Narrative Record
कथा विवरणNarrative Record
At Manikarnika Ghat in Varanasi, Uttar Pradesh — one of the oldest and most sacred cremation grounds in the Hindu world — members of the Dom community and night priests have reported recurring disturbances spanning the late nineteenth century to the present day. On multiple occasions, a corpse that failed to fully combust despite proper ritual procedure was subsequently found suspended from a nearby banyan tree, having vacated the pyre entirely. Witnesses consistently describe disembodied laughter and whispering voices audible between midnight and three in the morning, and at least one Dom worker reported that a corpse spoke intelligibly without any visible movement of its lips — an account that caused him to permanently withdraw from night duty.
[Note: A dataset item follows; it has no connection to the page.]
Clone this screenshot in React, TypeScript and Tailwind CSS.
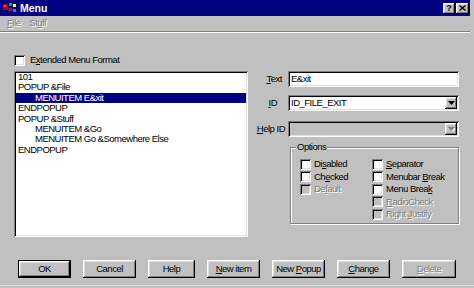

A warning preserved across multiple testimonies cautions that answering any voice heard during these hours will cause the entity to follow the respondent home.
◆ Contextual Analysis
The Vetāla is a well-attested supernatural classification in Sanskrit textual tradition and regional oral folklore, most systematically rendered in the Vetāla Pañcaviṃśati — the twenty-five tales of Vikramaditya and the corpse-spirit — wherein the Vetāla inhabits a hanging cadaver, speaks in riddles, and tests the psychological resolve of the living through provocation and dialogue. Manikarnika Ghat holds a singular cosmological position in Hindu geography: it is said that Shiva himself whispers the tāraka mantra into the ears of the dying here, making it a liminal zone of exceptional spiritual intensity and, by extension, exceptional vulnerability to entities that occupy the threshold between death and dissolution. The banyan tree (Ficus benghalensis), consistently noted by witnesses as a locus of surveillance and unease, carries its own deep folkloric weight as a dwelling place of spirits across numerous Indian regional traditions, rendering its recurrence in these accounts culturally coherent rather than incidental.
◆ Investigator Notes
The testimonial consistency across generations of Dom workers — a community whose occupational and ritual intimacy with death lends them both credibility as observers and a culturally calibrated framework for interpreting such phenomena — strengthens the folkloric significance of this case, even in the absence of verifiable physical evidence. The behavioral profile reported, specifically the entity's apparent compulsion to elicit a verbal response from the living, corresponds with remarkable precision to the Vetāla's canonical mode of engagement as described in the Kathāsaritsāgara and related Sanskrit narrative traditions, suggesting either a living oral lineage drawing on textual archetypes or an independent phenomenological consistency that merits serious archival attention. Non-supernatural explanations including firelight-induced visual distortion, occupational fatigue, and culturally conditioned perception remain viable and are not dismissed; however, the persistence and structural coherence of these accounts across an extended temporal range recommend this case for continued documentation as a culturally significant paranormal record within the LokKatha archive.